MATERIAL FOR THIS TASK:
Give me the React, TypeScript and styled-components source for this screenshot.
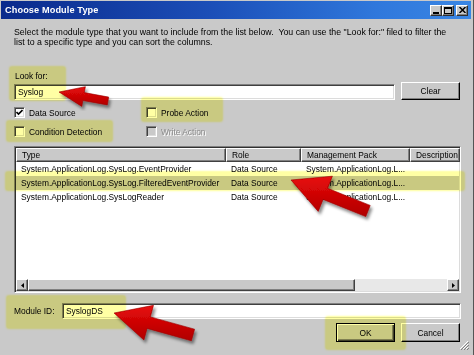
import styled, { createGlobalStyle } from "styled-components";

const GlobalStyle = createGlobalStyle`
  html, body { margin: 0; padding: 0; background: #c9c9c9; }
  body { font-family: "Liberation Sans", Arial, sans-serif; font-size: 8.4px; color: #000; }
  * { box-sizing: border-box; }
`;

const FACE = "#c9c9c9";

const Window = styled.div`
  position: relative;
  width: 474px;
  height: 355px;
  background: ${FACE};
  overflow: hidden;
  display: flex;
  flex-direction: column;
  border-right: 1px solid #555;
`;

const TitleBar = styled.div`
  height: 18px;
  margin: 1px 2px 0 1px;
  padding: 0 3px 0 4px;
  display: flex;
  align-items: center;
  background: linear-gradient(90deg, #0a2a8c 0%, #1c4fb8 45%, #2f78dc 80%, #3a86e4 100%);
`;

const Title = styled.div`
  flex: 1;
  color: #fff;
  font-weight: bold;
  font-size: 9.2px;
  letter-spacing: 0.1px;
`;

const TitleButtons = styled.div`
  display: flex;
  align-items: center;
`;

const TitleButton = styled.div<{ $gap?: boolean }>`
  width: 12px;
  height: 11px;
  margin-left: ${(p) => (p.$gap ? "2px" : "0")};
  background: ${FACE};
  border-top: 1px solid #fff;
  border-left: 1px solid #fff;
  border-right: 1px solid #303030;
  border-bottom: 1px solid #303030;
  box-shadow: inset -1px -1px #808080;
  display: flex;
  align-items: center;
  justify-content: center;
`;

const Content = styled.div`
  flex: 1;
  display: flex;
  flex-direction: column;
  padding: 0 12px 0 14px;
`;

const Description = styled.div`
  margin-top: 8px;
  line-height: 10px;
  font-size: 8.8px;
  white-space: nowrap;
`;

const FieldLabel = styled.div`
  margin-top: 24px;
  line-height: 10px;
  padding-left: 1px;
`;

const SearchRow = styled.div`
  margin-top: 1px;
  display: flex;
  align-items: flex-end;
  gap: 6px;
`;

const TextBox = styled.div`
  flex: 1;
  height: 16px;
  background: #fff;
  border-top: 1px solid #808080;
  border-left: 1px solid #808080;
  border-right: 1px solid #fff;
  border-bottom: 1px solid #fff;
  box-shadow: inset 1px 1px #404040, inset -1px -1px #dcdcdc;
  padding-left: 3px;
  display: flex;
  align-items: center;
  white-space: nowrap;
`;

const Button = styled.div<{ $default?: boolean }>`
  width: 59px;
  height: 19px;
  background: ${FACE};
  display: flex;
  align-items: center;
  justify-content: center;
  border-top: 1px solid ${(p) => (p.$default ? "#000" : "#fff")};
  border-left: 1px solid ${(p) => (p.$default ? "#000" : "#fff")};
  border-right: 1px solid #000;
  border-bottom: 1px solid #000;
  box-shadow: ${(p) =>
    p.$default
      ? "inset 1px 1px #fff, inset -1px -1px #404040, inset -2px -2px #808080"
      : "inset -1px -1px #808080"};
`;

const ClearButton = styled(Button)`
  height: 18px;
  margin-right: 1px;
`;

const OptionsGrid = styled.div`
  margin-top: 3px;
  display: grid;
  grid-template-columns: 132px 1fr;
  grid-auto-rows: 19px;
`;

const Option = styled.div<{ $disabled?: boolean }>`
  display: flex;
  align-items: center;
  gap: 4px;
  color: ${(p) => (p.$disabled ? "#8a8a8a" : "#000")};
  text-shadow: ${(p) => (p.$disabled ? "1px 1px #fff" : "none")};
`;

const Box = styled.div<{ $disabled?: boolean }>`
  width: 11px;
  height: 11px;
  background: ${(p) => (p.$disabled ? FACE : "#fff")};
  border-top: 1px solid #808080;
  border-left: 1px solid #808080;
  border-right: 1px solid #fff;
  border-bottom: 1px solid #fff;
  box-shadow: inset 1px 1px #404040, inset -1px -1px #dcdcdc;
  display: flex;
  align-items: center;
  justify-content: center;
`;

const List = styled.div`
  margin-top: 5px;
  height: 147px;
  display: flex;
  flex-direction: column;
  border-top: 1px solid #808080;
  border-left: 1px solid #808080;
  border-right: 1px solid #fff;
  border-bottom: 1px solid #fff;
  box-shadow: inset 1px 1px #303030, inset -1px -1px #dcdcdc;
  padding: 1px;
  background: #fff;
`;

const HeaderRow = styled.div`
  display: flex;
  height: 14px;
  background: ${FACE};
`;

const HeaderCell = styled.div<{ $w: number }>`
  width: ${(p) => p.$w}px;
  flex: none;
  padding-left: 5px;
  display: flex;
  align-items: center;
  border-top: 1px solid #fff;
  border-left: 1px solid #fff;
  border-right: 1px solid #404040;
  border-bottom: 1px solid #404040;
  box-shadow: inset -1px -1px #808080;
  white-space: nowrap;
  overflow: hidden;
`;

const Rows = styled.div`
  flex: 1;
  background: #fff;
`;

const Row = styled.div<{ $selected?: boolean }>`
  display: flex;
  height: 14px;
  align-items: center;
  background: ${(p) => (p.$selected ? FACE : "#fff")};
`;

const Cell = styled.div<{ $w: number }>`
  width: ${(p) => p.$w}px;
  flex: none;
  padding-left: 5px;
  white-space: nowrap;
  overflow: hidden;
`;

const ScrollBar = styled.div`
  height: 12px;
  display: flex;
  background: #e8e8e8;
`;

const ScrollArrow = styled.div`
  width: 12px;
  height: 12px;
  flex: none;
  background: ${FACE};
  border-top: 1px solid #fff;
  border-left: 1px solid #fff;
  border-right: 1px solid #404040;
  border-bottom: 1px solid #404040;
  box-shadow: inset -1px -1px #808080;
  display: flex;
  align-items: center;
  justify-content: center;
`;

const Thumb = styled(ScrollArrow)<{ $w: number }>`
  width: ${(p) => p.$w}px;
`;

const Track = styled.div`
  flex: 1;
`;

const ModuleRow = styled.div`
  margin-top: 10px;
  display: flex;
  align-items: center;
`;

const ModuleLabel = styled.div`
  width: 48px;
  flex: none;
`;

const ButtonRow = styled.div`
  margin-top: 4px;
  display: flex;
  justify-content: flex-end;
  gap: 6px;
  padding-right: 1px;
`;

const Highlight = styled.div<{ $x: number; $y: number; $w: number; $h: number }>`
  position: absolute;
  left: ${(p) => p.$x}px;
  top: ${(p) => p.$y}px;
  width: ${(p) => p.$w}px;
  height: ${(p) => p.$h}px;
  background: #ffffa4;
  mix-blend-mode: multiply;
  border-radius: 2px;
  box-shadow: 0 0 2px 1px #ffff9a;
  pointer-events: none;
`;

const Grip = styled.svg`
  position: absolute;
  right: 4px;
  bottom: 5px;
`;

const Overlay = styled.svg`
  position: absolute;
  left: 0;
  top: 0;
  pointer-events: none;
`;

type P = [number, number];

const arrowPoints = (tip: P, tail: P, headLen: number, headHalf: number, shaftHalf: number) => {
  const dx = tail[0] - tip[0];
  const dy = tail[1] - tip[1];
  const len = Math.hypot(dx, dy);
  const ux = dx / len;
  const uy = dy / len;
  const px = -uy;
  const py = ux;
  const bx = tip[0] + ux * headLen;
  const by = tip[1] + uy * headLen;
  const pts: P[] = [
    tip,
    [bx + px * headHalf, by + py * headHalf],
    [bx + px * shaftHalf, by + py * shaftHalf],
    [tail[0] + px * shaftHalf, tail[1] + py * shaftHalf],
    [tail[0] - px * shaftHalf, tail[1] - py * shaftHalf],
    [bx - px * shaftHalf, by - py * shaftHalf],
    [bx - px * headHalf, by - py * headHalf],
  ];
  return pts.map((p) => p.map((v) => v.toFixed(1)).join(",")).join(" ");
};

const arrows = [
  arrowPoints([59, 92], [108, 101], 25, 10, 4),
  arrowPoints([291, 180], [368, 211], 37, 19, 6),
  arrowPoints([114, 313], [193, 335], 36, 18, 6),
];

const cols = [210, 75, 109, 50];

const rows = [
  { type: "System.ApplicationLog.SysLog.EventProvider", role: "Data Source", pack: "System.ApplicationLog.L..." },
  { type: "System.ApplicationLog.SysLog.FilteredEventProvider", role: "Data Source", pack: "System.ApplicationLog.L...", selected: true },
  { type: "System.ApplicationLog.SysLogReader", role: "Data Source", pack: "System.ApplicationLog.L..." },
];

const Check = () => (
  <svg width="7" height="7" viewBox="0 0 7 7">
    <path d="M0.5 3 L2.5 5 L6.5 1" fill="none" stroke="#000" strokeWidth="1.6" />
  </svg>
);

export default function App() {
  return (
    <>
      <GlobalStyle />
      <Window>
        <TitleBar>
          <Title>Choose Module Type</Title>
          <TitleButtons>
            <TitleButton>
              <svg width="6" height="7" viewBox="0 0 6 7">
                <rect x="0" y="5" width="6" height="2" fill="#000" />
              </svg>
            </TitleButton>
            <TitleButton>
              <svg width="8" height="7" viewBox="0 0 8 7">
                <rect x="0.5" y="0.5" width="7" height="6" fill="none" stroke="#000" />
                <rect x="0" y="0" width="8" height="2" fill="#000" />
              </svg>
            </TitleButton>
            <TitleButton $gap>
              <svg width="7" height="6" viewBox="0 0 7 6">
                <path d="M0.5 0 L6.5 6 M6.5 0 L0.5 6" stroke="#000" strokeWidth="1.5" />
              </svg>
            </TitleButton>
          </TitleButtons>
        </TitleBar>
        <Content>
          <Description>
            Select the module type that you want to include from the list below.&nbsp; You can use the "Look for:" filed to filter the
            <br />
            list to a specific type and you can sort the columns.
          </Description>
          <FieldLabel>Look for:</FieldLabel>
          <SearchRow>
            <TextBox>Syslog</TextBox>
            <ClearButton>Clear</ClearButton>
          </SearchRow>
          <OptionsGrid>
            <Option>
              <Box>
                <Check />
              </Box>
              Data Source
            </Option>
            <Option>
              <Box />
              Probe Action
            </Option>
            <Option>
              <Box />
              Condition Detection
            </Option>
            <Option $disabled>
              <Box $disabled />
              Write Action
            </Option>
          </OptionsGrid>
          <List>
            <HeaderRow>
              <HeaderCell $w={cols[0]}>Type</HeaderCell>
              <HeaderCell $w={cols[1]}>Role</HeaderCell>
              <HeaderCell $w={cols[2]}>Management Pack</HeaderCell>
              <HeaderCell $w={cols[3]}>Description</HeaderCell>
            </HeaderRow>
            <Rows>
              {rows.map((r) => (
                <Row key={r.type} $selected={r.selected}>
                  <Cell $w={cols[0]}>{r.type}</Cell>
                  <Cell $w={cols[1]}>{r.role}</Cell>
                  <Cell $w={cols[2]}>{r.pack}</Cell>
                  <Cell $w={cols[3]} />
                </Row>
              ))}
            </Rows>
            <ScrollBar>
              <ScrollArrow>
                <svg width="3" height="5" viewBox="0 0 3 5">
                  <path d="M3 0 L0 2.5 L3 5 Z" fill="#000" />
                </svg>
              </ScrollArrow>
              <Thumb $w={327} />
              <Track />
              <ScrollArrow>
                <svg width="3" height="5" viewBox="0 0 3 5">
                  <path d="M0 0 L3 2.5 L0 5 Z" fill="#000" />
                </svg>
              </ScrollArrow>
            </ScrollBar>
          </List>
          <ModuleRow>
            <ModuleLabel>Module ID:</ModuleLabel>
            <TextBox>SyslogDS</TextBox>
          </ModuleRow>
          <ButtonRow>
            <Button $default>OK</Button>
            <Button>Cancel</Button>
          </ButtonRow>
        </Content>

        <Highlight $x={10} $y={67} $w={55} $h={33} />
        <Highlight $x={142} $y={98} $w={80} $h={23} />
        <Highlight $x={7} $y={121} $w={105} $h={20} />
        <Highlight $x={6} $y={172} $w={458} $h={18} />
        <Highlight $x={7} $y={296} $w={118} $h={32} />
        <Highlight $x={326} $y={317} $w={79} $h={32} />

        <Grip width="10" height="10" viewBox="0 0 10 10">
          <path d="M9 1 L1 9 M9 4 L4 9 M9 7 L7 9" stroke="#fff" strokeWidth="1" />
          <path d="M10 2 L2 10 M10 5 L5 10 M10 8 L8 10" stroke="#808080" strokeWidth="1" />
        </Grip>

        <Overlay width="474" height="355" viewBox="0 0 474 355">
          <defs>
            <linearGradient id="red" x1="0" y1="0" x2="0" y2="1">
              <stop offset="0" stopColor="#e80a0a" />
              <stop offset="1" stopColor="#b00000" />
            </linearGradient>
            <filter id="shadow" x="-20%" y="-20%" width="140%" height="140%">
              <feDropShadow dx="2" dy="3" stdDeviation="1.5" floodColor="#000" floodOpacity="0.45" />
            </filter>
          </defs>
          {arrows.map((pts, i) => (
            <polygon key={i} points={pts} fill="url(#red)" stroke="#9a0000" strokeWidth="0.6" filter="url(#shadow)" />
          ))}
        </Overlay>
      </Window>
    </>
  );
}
...
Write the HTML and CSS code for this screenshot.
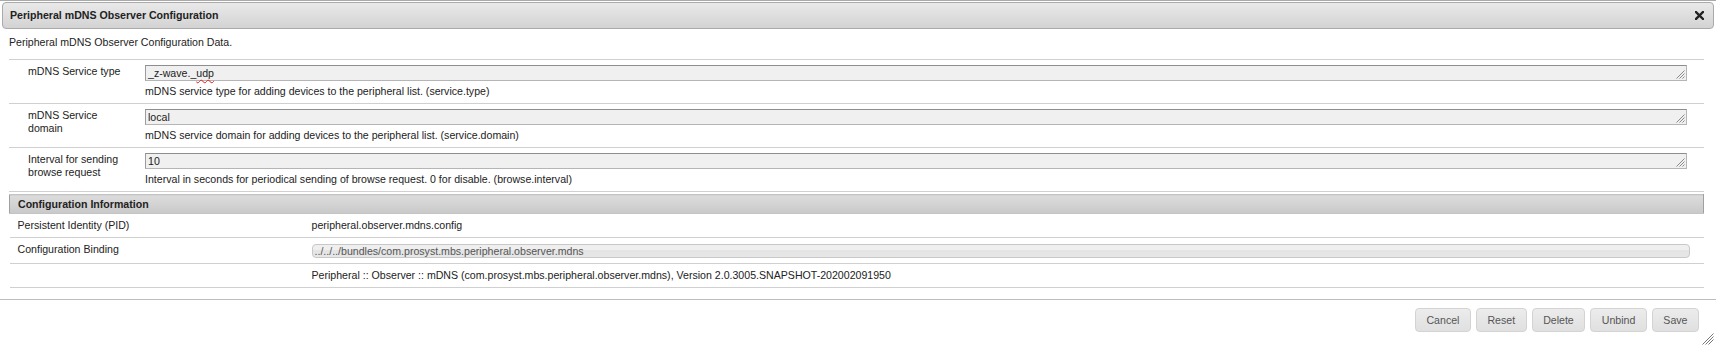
--
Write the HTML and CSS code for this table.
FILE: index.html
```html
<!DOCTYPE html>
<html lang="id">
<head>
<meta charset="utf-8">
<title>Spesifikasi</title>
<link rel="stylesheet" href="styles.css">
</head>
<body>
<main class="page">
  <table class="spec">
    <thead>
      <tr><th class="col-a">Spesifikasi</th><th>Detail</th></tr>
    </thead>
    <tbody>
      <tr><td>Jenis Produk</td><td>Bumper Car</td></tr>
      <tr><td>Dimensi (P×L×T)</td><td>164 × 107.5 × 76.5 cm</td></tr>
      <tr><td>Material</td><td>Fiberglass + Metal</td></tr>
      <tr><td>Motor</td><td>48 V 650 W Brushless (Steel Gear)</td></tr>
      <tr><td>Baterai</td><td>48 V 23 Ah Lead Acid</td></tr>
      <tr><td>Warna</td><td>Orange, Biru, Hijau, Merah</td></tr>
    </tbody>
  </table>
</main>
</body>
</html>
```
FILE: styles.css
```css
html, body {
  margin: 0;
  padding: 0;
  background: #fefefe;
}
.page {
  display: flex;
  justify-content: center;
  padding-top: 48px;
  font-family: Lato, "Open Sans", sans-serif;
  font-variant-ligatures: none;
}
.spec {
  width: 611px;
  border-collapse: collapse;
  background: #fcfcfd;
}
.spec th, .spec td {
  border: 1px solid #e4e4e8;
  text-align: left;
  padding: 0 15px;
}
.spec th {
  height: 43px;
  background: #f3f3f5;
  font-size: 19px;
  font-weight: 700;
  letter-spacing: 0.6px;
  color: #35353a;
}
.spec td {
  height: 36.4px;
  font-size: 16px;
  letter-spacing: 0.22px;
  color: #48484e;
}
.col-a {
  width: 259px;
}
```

GOAL:
Find the lines holding "components" and list every one.

ANSWER FOR THIS EXERCISE:
Give me the React, TypeScript and styled-components source for this screenshot.
import styled, { createGlobalStyle } from "styled-components";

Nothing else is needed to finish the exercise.